→ Instruction
Look through the data below. Collect every line where the word "this" occurs.

→ Source records
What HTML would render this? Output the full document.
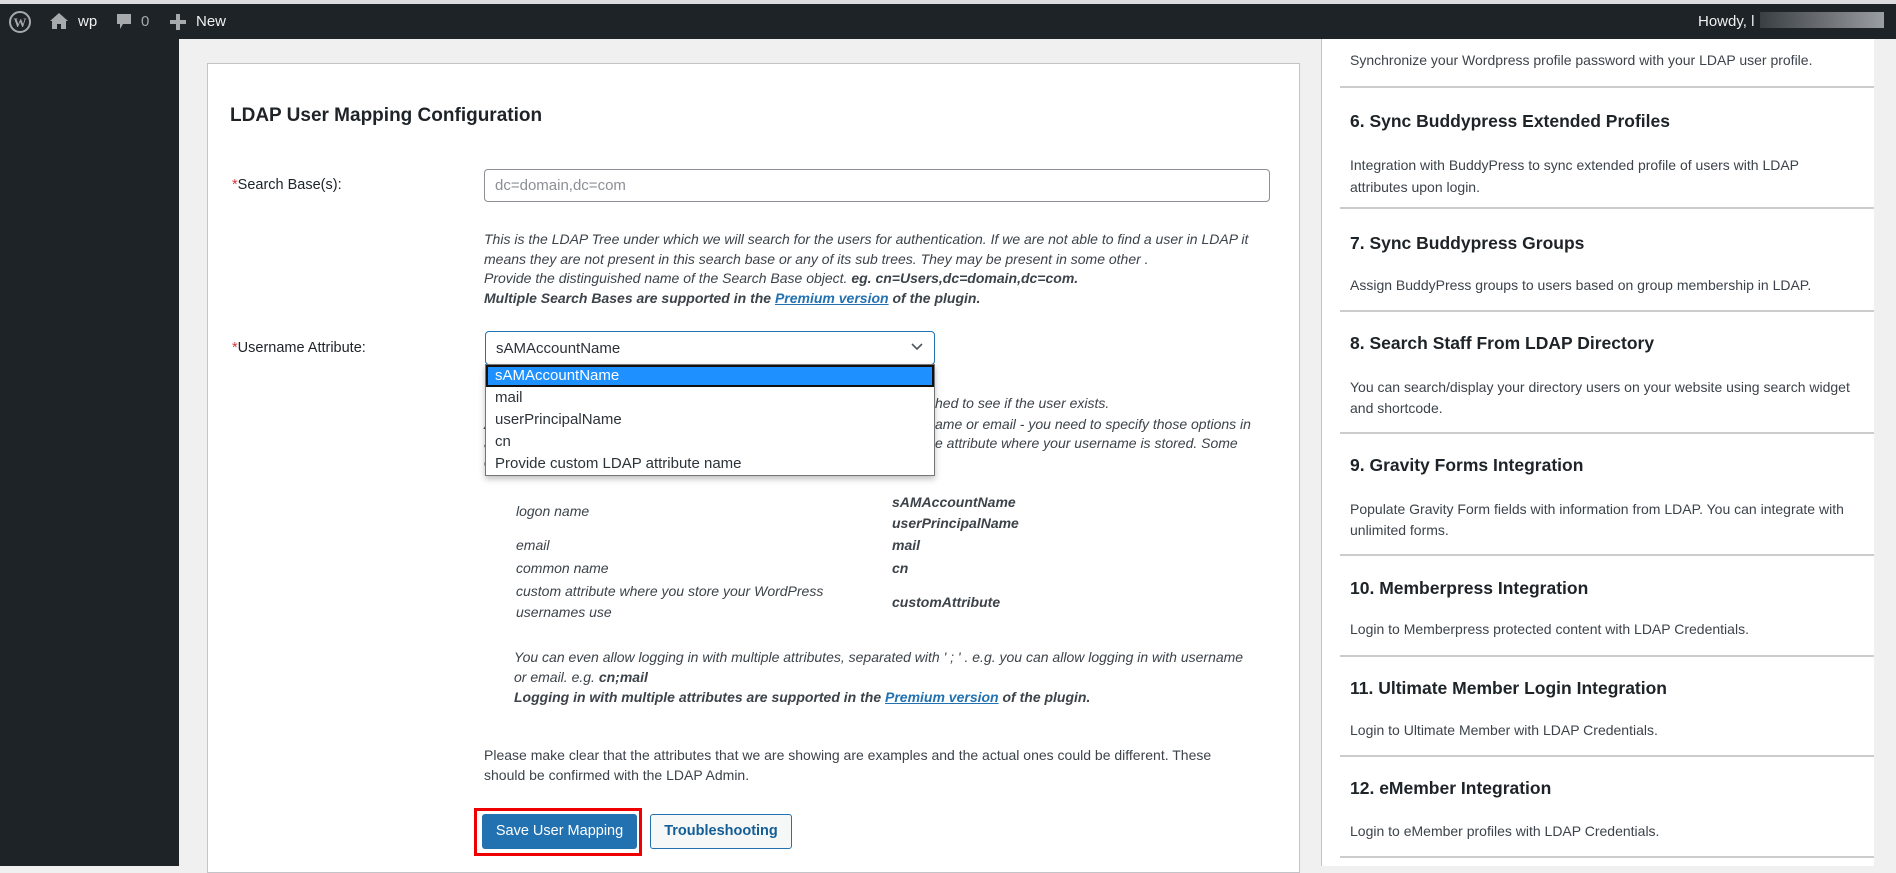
* * *
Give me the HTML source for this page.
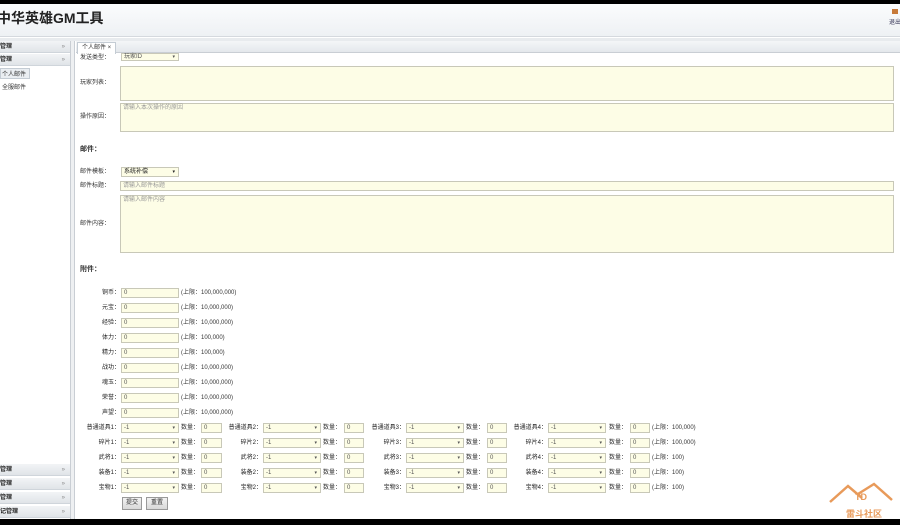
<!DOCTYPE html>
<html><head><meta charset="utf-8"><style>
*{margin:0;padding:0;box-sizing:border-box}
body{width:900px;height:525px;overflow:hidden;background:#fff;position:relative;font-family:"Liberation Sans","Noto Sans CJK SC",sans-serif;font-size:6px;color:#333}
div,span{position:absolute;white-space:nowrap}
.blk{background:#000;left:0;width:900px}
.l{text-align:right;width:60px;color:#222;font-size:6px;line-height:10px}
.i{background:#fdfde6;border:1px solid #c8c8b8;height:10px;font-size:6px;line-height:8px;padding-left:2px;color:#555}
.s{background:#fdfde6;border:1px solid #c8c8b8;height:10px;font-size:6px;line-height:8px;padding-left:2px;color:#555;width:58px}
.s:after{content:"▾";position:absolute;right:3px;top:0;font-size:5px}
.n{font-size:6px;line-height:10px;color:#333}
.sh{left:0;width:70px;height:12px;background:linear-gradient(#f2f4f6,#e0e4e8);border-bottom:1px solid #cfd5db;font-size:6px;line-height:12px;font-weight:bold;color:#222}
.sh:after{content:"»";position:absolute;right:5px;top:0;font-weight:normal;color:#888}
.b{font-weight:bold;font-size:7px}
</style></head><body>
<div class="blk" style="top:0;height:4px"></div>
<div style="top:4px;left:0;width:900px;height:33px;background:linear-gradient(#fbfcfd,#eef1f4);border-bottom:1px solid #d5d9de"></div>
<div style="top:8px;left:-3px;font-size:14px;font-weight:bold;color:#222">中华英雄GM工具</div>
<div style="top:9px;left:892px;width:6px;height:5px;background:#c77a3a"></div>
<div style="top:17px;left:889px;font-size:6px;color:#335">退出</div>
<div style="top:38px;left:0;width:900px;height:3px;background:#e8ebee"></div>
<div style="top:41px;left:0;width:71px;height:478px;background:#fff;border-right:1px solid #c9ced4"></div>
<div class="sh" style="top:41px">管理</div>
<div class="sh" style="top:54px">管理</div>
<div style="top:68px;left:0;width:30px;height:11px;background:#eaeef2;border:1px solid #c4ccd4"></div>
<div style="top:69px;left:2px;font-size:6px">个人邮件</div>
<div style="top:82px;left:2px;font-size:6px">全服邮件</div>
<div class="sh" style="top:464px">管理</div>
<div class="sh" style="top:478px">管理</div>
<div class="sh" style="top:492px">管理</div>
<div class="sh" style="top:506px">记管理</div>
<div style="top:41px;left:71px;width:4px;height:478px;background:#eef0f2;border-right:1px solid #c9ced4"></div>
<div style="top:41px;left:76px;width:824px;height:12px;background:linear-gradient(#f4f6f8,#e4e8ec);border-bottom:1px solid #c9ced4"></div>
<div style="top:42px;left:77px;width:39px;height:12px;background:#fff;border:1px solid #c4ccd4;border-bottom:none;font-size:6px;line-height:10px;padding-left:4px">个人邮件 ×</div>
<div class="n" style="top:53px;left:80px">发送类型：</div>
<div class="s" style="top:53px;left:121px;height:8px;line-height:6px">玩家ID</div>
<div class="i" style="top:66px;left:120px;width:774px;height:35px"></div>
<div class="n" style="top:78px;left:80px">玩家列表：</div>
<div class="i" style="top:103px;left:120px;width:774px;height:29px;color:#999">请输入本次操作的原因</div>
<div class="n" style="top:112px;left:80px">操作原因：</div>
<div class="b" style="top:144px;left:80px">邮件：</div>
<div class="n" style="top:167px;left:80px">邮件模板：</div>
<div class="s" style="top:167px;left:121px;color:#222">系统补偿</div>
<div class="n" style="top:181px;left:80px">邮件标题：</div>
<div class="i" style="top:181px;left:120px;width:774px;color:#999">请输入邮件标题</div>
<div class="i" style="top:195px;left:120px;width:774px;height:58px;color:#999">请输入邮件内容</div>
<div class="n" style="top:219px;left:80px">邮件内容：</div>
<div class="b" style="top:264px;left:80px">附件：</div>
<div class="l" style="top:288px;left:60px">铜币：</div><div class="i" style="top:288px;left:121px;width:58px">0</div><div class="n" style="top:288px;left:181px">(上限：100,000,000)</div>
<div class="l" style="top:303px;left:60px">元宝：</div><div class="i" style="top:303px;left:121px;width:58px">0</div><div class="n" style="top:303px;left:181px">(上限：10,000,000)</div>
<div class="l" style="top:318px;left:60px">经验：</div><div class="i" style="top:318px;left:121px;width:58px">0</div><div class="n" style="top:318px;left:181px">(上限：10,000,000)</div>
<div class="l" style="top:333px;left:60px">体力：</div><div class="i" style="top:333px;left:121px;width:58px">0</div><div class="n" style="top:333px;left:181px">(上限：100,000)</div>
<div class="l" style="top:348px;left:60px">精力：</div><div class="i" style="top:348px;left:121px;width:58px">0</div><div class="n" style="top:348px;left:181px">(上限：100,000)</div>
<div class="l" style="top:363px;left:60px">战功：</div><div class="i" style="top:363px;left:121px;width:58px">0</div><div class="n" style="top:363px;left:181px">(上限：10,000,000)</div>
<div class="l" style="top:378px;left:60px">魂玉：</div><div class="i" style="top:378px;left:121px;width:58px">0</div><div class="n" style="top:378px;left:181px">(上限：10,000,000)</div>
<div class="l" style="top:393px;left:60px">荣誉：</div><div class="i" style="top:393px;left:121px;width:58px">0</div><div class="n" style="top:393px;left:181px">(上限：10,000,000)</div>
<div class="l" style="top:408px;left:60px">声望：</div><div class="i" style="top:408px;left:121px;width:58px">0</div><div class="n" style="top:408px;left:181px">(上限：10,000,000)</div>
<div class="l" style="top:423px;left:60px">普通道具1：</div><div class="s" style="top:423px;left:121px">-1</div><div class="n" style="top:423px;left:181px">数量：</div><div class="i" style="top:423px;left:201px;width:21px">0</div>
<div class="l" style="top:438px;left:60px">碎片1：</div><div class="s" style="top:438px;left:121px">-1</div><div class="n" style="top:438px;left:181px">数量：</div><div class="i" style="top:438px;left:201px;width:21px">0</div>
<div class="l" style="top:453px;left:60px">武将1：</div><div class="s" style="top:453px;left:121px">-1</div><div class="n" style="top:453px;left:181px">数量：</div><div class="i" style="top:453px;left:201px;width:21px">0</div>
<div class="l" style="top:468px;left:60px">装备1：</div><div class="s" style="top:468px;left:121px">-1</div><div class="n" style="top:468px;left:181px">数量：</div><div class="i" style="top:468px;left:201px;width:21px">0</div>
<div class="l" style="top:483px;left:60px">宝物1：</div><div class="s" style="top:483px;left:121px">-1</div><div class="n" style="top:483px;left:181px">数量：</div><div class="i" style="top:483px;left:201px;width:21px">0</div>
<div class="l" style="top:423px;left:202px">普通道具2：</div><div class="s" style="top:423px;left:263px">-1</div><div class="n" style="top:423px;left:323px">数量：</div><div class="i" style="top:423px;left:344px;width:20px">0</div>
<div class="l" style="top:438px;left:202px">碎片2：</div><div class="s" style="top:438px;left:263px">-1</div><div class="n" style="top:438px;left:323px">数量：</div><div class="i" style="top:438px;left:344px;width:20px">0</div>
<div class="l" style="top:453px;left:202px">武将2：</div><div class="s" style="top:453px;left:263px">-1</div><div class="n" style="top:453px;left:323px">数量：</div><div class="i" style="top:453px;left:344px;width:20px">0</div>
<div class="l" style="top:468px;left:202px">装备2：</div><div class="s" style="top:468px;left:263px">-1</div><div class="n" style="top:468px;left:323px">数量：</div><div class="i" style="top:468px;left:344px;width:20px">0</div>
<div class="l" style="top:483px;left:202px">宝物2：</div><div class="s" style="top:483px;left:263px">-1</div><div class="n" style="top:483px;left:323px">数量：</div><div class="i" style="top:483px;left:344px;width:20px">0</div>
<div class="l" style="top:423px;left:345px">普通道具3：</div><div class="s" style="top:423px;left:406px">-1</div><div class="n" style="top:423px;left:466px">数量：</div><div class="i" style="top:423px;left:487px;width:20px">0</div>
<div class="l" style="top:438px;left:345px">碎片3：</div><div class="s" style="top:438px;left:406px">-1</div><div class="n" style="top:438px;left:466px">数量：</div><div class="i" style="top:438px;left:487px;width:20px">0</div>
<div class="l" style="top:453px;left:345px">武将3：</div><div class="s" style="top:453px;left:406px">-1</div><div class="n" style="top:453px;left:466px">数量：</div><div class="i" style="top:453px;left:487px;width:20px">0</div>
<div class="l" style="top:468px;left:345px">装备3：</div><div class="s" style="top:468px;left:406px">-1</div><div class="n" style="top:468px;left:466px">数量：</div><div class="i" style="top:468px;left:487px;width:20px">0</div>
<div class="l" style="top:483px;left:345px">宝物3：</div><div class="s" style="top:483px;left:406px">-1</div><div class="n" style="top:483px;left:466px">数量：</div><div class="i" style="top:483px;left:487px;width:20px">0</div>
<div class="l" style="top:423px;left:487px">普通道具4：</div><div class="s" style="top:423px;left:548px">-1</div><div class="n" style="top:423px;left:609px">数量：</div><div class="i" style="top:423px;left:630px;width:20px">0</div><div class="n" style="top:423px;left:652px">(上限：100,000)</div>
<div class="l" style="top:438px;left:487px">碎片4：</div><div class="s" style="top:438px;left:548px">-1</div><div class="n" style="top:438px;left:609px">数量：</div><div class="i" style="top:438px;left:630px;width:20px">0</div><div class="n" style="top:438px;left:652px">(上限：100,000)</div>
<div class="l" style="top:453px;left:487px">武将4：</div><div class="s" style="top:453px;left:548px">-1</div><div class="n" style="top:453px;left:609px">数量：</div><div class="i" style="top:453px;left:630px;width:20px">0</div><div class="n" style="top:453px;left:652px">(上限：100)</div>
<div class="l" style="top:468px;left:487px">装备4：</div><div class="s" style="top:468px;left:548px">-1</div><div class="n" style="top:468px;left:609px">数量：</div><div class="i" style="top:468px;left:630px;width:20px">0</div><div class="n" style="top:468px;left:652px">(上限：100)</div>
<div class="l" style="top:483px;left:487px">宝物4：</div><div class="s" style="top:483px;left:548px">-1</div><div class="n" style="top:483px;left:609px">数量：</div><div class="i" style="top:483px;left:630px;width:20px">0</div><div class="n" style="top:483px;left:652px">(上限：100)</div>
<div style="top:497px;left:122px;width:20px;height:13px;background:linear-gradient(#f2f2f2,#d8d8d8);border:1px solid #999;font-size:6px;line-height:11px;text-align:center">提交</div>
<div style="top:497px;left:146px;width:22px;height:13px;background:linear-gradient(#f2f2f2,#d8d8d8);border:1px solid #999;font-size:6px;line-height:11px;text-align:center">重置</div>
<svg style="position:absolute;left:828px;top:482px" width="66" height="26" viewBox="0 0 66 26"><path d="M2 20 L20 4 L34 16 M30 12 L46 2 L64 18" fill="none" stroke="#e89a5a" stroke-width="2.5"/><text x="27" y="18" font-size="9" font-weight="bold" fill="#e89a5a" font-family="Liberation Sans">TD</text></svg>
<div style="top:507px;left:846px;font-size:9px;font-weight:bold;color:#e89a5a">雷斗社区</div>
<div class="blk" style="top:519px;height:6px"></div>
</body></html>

→ Task answer
What HTML would render this? Output the full document.
Give me the HTML source for this page.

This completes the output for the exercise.